Throwback Thursday: The Sinking of the Blueberry Boat
In February 1939, a British freighter called the Lutzen set sail from Saint John, New Brunswick, to New York, hauling a whopping 320 tons of frozen blueberries. The blueberries, however, never made it to New York, because the ship hit the Orleans shoreline in a fog.
According to the Cape Cod Times, historian William Quinn dubbed the ship the “blueberry boat.” Quinn chronicled the blueberry boat’s sinking in his 1973 book, Shipwrecks Around Cape Cod.
“The 155-foot freighter sat on the beach for a few days while some attempts were made to pull her off, but a northeast storm tossed her high and dry on the sands, so some local laborers were hired at 75 cents an hour to unload the cargo of blueberries from the ship,” wrote Quinn, who passed away in 2014.
A bout of warm weather thawed the blueberries aboard the Lutzen, causing many, many bakers on the Outer Cape to get a jumpstart on blueberry pies. But the ship? It’s been buried at the bottom of the ocean off the coast of the Cape for 77 years—until this week.

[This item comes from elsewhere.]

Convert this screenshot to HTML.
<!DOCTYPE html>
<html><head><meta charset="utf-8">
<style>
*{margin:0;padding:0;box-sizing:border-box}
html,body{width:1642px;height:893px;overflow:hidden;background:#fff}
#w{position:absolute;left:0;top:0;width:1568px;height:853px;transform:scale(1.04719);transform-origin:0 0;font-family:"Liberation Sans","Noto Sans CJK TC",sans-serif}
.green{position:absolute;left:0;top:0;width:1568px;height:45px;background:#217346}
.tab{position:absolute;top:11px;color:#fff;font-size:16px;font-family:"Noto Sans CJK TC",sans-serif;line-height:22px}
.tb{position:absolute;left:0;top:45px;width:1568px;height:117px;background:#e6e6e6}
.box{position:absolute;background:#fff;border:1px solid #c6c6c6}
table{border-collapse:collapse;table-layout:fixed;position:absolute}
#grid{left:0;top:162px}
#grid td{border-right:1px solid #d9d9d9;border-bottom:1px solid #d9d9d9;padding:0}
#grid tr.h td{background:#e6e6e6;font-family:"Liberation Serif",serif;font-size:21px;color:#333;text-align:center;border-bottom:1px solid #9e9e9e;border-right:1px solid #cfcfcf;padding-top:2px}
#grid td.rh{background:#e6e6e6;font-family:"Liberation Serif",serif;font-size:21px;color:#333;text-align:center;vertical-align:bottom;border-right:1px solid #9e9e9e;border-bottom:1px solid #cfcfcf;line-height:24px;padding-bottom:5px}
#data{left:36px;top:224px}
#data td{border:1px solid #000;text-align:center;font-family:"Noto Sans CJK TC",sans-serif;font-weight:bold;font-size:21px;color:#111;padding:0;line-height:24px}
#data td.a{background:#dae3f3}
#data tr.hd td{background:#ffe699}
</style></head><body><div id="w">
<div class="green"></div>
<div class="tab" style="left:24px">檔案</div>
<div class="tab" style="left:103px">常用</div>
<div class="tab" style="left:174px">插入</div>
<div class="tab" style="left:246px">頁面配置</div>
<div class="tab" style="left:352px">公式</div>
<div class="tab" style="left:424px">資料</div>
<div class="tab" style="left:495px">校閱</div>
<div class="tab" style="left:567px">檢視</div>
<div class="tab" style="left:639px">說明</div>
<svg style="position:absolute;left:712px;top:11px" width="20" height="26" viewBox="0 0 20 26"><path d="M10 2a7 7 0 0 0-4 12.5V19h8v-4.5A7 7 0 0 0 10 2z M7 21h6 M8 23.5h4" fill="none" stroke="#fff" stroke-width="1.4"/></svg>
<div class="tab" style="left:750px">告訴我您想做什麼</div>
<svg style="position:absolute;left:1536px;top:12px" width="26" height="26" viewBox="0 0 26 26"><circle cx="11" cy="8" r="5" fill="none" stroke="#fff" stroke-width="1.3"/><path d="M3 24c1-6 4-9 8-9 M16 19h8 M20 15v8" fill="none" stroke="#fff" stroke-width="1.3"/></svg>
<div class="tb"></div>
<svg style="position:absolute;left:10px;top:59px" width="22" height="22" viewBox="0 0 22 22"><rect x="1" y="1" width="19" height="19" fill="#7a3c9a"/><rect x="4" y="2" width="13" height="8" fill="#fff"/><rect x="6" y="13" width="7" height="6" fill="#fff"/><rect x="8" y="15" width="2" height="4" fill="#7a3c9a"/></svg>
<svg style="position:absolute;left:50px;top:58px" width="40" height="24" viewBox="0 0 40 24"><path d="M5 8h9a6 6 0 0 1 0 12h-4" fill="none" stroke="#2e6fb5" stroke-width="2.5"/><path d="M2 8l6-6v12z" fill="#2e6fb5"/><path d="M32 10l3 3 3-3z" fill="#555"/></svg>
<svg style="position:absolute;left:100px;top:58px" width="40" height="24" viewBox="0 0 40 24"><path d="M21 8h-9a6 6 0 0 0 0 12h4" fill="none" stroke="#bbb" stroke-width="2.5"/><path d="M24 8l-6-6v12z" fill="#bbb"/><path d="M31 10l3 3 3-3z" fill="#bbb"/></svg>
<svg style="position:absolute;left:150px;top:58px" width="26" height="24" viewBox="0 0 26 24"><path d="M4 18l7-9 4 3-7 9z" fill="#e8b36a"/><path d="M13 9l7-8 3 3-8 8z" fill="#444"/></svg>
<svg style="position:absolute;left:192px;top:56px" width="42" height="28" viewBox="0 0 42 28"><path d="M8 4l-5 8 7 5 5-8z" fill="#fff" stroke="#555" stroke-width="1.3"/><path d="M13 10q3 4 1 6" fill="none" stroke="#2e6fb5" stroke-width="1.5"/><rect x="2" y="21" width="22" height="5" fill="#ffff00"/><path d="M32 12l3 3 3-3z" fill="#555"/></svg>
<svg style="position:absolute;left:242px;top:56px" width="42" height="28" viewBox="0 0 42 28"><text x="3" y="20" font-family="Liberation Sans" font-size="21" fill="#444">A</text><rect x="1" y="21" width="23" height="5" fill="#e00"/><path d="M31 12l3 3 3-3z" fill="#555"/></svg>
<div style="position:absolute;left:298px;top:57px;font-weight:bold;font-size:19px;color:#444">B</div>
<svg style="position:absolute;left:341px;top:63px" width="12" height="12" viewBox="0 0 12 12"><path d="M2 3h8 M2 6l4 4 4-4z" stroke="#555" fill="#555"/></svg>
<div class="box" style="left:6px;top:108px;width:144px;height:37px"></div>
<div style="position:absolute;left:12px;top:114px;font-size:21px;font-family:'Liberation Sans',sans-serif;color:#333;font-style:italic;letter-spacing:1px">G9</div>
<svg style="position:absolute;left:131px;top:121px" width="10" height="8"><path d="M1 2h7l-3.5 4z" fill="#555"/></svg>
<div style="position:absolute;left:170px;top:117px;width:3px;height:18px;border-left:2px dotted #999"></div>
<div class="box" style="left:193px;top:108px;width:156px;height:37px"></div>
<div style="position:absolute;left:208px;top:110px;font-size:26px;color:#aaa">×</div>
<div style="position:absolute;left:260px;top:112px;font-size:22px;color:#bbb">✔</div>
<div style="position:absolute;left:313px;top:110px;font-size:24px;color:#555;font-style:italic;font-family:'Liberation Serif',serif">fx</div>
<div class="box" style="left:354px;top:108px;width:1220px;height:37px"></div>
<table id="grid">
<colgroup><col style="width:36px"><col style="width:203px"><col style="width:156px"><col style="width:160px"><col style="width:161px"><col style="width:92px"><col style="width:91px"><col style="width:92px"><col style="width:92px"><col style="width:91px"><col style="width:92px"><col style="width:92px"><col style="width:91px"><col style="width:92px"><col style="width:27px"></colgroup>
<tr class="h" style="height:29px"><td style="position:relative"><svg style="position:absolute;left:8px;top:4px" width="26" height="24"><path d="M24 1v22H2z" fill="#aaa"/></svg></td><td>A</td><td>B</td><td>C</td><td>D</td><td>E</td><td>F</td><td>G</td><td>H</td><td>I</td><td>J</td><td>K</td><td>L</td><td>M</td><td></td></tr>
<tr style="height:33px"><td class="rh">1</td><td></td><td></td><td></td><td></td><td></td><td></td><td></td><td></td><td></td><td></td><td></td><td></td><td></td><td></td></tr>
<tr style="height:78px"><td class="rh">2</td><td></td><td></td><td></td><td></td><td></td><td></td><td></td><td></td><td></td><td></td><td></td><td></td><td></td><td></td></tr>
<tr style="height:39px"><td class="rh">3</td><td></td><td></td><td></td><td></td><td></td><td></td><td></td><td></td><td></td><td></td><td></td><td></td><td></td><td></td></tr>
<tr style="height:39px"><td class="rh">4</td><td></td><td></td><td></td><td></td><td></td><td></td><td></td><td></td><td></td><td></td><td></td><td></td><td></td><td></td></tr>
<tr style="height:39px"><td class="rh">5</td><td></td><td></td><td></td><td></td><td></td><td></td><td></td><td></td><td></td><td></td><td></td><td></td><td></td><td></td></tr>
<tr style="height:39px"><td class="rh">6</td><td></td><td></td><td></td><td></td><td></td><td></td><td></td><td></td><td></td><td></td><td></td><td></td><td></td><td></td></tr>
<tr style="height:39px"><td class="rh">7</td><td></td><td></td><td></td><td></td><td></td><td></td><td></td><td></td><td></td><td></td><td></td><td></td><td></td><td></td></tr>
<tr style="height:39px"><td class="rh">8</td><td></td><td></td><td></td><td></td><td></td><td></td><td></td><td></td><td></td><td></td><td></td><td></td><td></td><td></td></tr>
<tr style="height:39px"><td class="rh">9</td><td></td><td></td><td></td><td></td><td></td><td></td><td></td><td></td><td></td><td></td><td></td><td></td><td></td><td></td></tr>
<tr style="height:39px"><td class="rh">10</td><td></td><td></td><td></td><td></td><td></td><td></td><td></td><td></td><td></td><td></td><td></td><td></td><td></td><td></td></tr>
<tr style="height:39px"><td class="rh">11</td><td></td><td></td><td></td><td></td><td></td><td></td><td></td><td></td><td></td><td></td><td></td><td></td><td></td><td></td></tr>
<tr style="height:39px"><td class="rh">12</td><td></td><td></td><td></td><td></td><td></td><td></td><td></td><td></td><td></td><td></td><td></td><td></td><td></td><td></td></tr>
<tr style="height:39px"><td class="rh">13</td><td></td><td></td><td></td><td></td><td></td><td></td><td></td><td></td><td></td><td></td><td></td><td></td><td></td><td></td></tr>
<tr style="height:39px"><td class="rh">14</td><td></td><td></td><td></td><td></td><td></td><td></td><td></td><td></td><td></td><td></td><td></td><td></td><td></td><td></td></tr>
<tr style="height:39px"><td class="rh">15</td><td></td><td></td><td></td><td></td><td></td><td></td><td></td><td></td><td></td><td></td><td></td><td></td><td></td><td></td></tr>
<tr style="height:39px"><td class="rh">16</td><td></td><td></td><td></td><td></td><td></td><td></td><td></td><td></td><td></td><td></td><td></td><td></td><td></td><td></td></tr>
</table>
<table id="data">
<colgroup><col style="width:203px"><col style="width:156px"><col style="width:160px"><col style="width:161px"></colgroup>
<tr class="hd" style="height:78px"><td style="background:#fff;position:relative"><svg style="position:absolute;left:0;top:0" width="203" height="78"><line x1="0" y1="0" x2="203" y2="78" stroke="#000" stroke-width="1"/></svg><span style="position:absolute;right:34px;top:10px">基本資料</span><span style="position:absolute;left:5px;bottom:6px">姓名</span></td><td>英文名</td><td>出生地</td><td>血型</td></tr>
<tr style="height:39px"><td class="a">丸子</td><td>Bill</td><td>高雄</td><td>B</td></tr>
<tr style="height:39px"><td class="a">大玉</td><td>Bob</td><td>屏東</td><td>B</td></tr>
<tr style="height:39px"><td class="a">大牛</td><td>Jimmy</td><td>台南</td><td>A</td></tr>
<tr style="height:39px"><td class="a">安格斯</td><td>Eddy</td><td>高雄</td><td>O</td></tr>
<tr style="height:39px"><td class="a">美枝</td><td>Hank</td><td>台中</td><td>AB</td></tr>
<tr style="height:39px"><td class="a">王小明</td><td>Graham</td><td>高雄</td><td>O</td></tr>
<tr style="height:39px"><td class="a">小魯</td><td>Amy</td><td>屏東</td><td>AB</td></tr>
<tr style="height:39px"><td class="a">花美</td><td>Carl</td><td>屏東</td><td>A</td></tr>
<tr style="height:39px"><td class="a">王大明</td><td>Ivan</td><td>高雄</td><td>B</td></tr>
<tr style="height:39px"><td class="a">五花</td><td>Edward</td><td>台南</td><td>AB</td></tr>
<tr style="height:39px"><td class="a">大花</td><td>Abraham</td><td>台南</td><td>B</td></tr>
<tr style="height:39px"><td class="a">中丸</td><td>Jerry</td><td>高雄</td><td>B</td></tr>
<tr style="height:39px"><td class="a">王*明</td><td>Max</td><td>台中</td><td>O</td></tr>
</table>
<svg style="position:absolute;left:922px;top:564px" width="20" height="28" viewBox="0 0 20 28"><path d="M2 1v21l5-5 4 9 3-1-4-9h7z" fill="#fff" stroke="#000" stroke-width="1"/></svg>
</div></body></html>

The Cape Cod Times reports marine surveyors discovered that the blueberry boat has reemerged from the ocean floor. The boat, which is an estimated 400 feet from the shore, is poking out from the sand. Surveyor John Perry Fish told the Times that the wreck is in about 20 feet of water with both the bow and stern visible.
“It is slowly emerging,” said Fish.
While the blueberry boat has been covered and uncovered by sand multiple times over the years, the ship has only recently become largely visible.
Victor Mastone, director of the Massachusetts Board of Underwater Archaeological Resources, told the Times that the shipwreck is one of 3,500 recorded along the coast of Massachusetts.